Tribal governments possess the sovereign authority to impose severance taxes on the extraction of natural resources within their jurisdiction. These taxes are distinct from state severance taxes and represent a direct governmental revenue stream. The ability to levy these taxes reinforces the tribe’s status as a co-regulator and economic beneficiary.

The management of these revenues is subject to strict federal oversight, particularly when funds are held in trust. The Department of the Interior manages the tribal trust funds derived from resource extraction. This oversight ensures that the funds are properly accounted for, invested, and disbursed according to federal law and tribal resolutions.

The ultimate destination of the resource revenue is dictated by the tribe’s governing body. A significant portion of the revenue is typically designated for tribal government reinvestment, funding large-scale infrastructure projects and essential governmental services. These funds substitute for a traditional tax base, allowing tribes to function as fully operational governments.
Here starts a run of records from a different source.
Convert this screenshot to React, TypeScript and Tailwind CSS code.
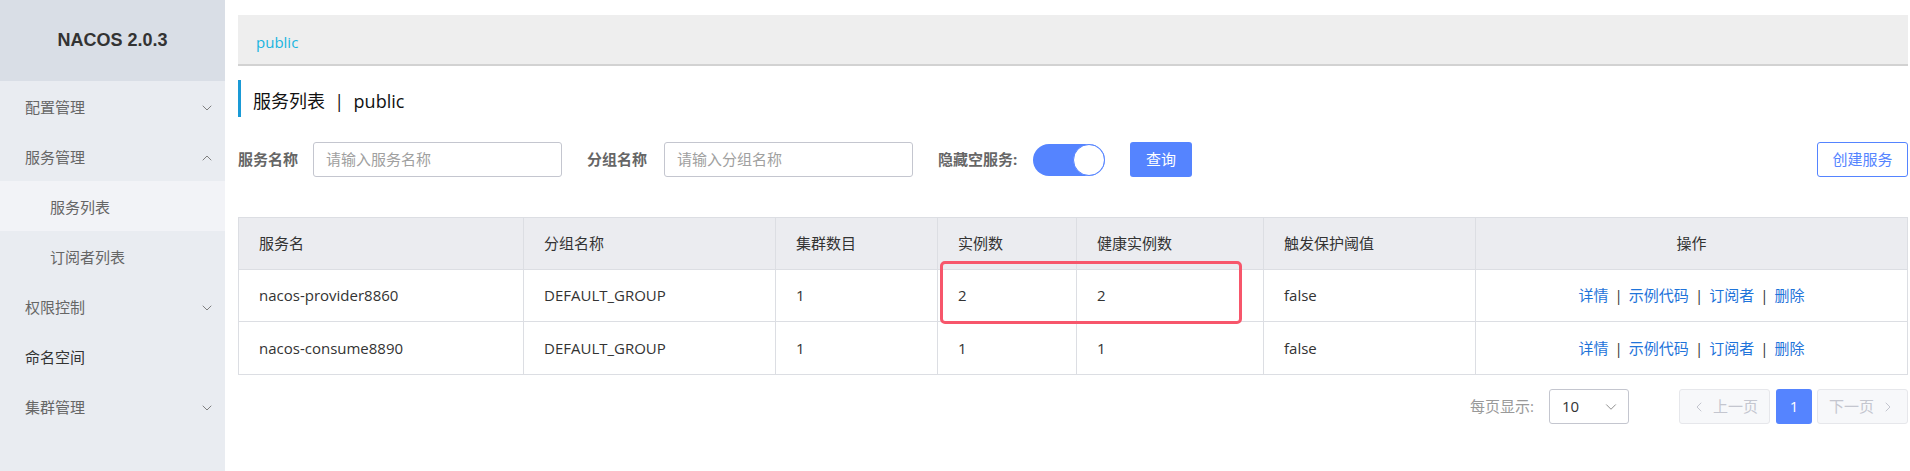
import { ChevronDown, ChevronUp, ChevronLeft, ChevronRight } from "lucide-react";

const menu = [
  { label: "配置管理", icon: "down" },
  { label: "服务管理", icon: "up" },
  { label: "服务列表", sub: true, active: true },
  { label: "订阅者列表", sub: true },
  { label: "权限控制", icon: "down" },
  { label: "命名空间", dark: true },
  { label: "集群管理", icon: "down" },
];

const rows = [
  { name: "nacos-provider8860", group: "DEFAULT_GROUP", clusters: "1", instances: "2", healthy: "2", threshold: "false" },
  { name: "nacos-consume8890", group: "DEFAULT_GROUP", clusters: "1", instances: "1", healthy: "1", threshold: "false" },
];

const headers = ["服务名", "分组名称", "集群数目", "实例数", "健康实例数", "触发保护阈值"];

function Sidebar() {
  return (
    <aside className="w-[225px] shrink-0 bg-[#e9ecf1] h-full">
      {/* Logo */}
      <div className="h-[81px] bg-[#d9dee6] flex items-center justify-center">
        <span className="font-['Liberation_Sans',sans-serif] font-bold text-[18px] text-[#333]">NACOS 2.0.3</span>
      </div>
      {menu.map((item) => (
        <div
          key={item.label}
          className={`h-[50px] flex items-center pr-[10px] text-[15px] pt-[3px] ${item.sub ? "pl-[50px]" : "pl-[25px]"} ${
            item.active ? "bg-[#f2f3f7]" : ""
          } ${item.dark ? "text-[#333]" : "text-[#666]"}`}
        >
          <span className="flex-1">{item.label}</span>
          {item.icon === "down" && <ChevronDown size={16} strokeWidth={1.4} className="text-[#777]" />}
          {item.icon === "up" && <ChevronUp size={16} strokeWidth={1.4} className="text-[#777]" />}
        </div>
      ))}
    </aside>
  );
}

export default function App() {
  return (
    <div className="flex h-[471px] w-[1910px] bg-white text-[#333] font-['Open_Sans','Noto_Sans_CJK_SC',sans-serif] overflow-hidden">
      <Sidebar />

      <main className="flex-1 pl-[13px] pr-[2px] pt-[15px]">
        {/* Namespace bar */}
        <div className="h-[51px] bg-[#eeeeee] border-b-2 border-[#d2d2d2] flex items-center pl-[18px] pt-[5px]">
          <span className="text-[15px] text-[#1ab5e0]">public</span>
        </div>

        {/* Title */}
        <div className="mt-[14px] h-[37px] border-l-[3px] border-[#1a9ad6] flex items-center pl-[12px] pt-[5px]">
          <span className="text-[18px] text-[#111]">服务列表&nbsp;&nbsp;|&nbsp;&nbsp;public</span>
        </div>

        {/* Search row */}
        <div className="mt-[25px] h-[35px] flex items-center">
          <span className="text-[15px] font-bold text-[#666] w-[60px] whitespace-nowrap">服务名称</span>
          <div className="ml-[15px] w-[249px] h-[35px] border border-[#c4c6cf] rounded-[3px] flex items-center px-[12px]">
            <span className="text-[15px] text-[#a0a0a0]">请输入服务名称</span>
          </div>
          <span className="ml-[25px] text-[15px] font-bold text-[#666] w-[60px] whitespace-nowrap">分组名称</span>
          <div className="ml-[17px] w-[249px] h-[35px] border border-[#c4c6cf] rounded-[3px] flex items-center px-[12px]">
            <span className="text-[15px] text-[#a0a0a0]">请输入分组名称</span>
          </div>
          <span className="ml-[25px] text-[15px] font-bold text-[#666] w-[79px] whitespace-nowrap">隐藏空服务:</span>
          <div className="ml-[16px] w-[72px] h-[32px] rounded-full bg-[#5584ff] flex items-center justify-end">
            <div className="w-[32px] h-[32px] rounded-full bg-white border border-[#5584ff]" />
          </div>
          <button className="ml-[25px] w-[62px] h-[35px] rounded-[3px] bg-[#5584ff] text-white text-[15px]">查询</button>
          <button className="ml-auto w-[91px] h-[35px] rounded-[3px] border border-[#5584ff] bg-white text-[#5584ff] text-[15px]">
            创建服务
          </button>
        </div>

        {/* Table */}
        <div className="relative mt-[40px] border border-[#dcdee3] text-[15px]">
          <div className="grid grid-cols-[285px_252px_162px_139px_187px_212px_1fr] bg-[#ebecf0] h-[52px] border-b border-[#dcdee3]">
            {headers.map((h) => (
              <div key={h} className="border-r border-[#dcdee3] flex items-center pl-[20px] text-[#333]">
                {h}
              </div>
            ))}
            <div className="flex items-center justify-center text-[#333]">操作</div>
          </div>
          {rows.map((r, i) => (
            <div
              key={r.name}
              className={`grid grid-cols-[285px_252px_162px_139px_187px_212px_1fr] h-[52px] ${
                i === 0 ? "border-b border-[#dcdee3]" : ""
              }`}
            >
              {[r.name, r.group, r.clusters, r.instances, r.healthy, r.threshold].map((v, j) => (
                <div key={j} className="border-r border-[#dcdee3] flex items-center pl-[20px] text-[#333]">
                  {v}
                </div>
              ))}
              <div className="flex items-center justify-center">
                <span className="text-[#1f74da]">详情</span>
                <span className="mx-[6px] text-[#333]">|</span>
                <span className="text-[#1f74da]">示例代码</span>
                <span className="mx-[6px] text-[#333]">|</span>
                <span className="text-[#1f74da]">订阅者</span>
                <span className="mx-[6px] text-[#333]">|</span>
                <span className="text-[#1f74da]">删除</span>
              </div>
            </div>
          ))}

          {/* Highlight annotation */}
          <div className="absolute left-[701px] top-[43px] w-[302px] h-[63px] border-[3px] border-[#f7566b] rounded-[5px]" />
        </div>

        {/* Pagination */}
        <div className="mt-[14px] flex items-center justify-end">
          <span className="text-[15px] text-[#999]">每页显示:</span>
          <div className="ml-[15px] w-[80px] h-[35px] border border-[#c4c6cf] rounded-[3px] flex items-center justify-between pl-[12px] pr-[8px]">
            <span className="text-[15px] text-[#333]">10</span>
            <ChevronDown size={18} strokeWidth={1.25} className="text-[#888]" />
          </div>
          <div className="ml-[50px] w-[91px] h-[35px] border border-[#e6e7eb] bg-[#f7f8fa] rounded-[3px] flex items-center justify-center gap-[6px] text-[#c4c6cf] text-[15px]">
            <ChevronLeft size={16} strokeWidth={1.5} />
            <span>上一页</span>
          </div>
          <div className="ml-[6px] w-[36px] h-[35px] rounded-[3px] bg-[#5584ff] text-white text-[15px] flex items-center justify-center">
            1
          </div>
          <div className="ml-[5px] w-[91px] h-[35px] border border-[#e6e7eb] bg-[#f7f8fa] rounded-[3px] flex items-center justify-center gap-[6px] text-[#c4c6cf] text-[15px]">
            <span>下一页</span>
            <ChevronRight size={16} strokeWidth={1.5} />
          </div>
        </div>
      </main>
    </div>
  );
}
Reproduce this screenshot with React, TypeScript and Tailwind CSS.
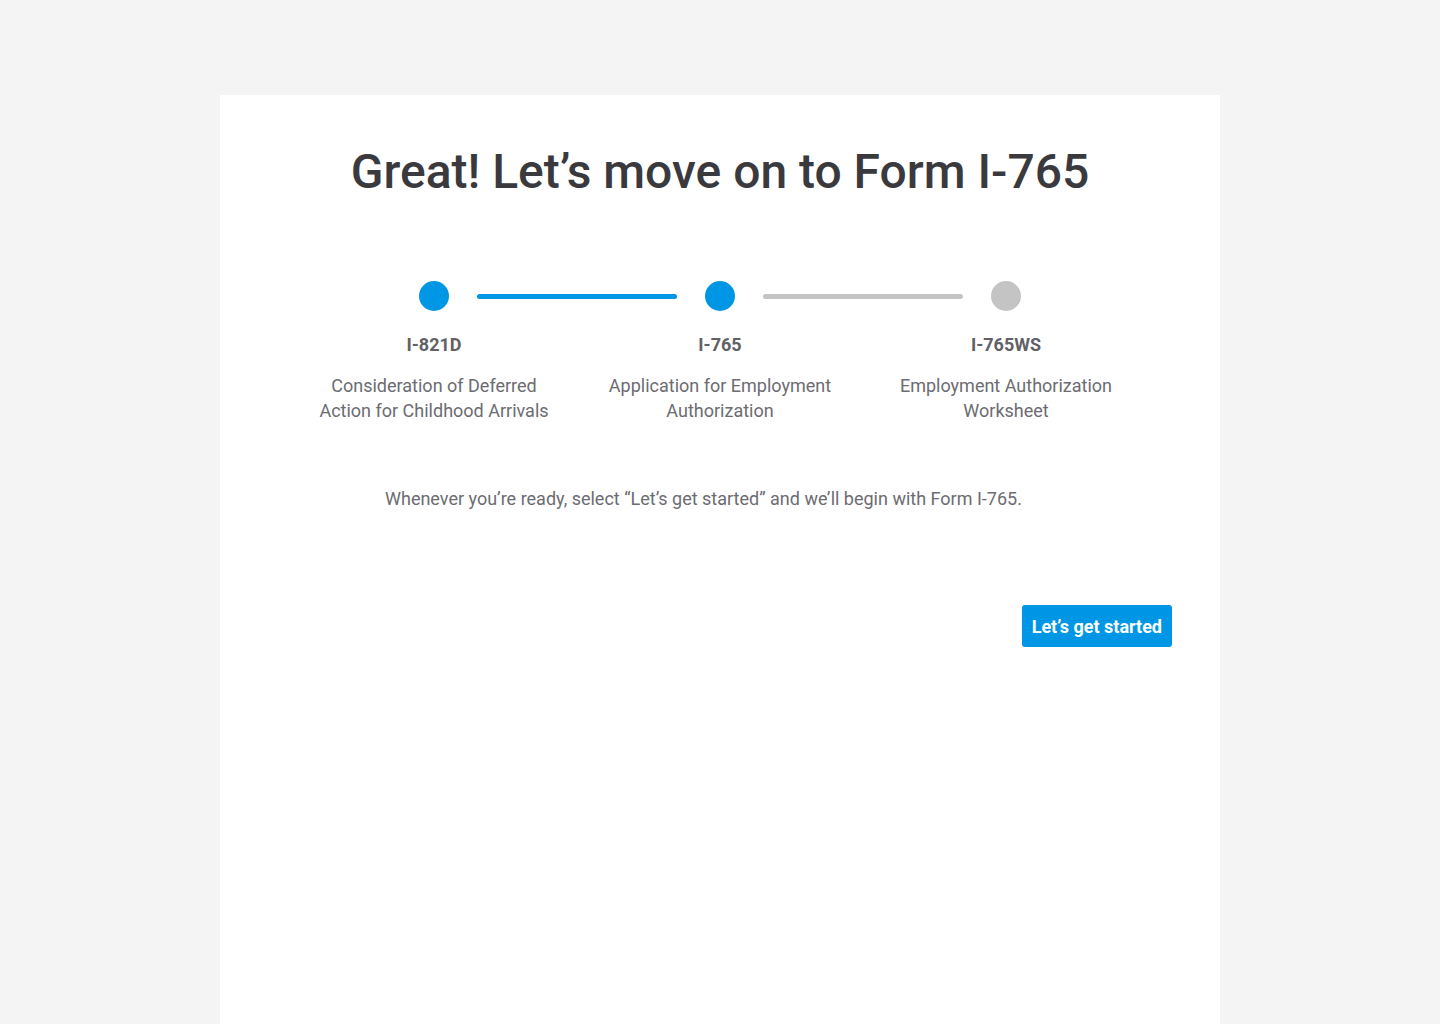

Many tribes utilize a specific formula to allocate a portion of the revenue directly to enrolled members, known as per capita payments. The distribution of these payments is regulated by federal statute. This statute requires that a tribe must develop a comprehensive revenue allocation plan approved by the Secretary of the Interior before any direct payments can be made.

The economic impact extends beyond direct revenue distribution to significant employment and local economic diversification. Tribally owned energy companies and their service providers represent a substantial source of high-wage, skilled employment for tribal members. The consistent demand for oilfield services fosters the growth of ancillary businesses, creating a localized economic ecosystem.

This diversification helps buffer the tribal economy from fluctuations in federal funding and provides a stable, independent source of wealth generation. The long-term goal of these financial arrangements is to achieve true economic self-sufficiency for the tribal nation.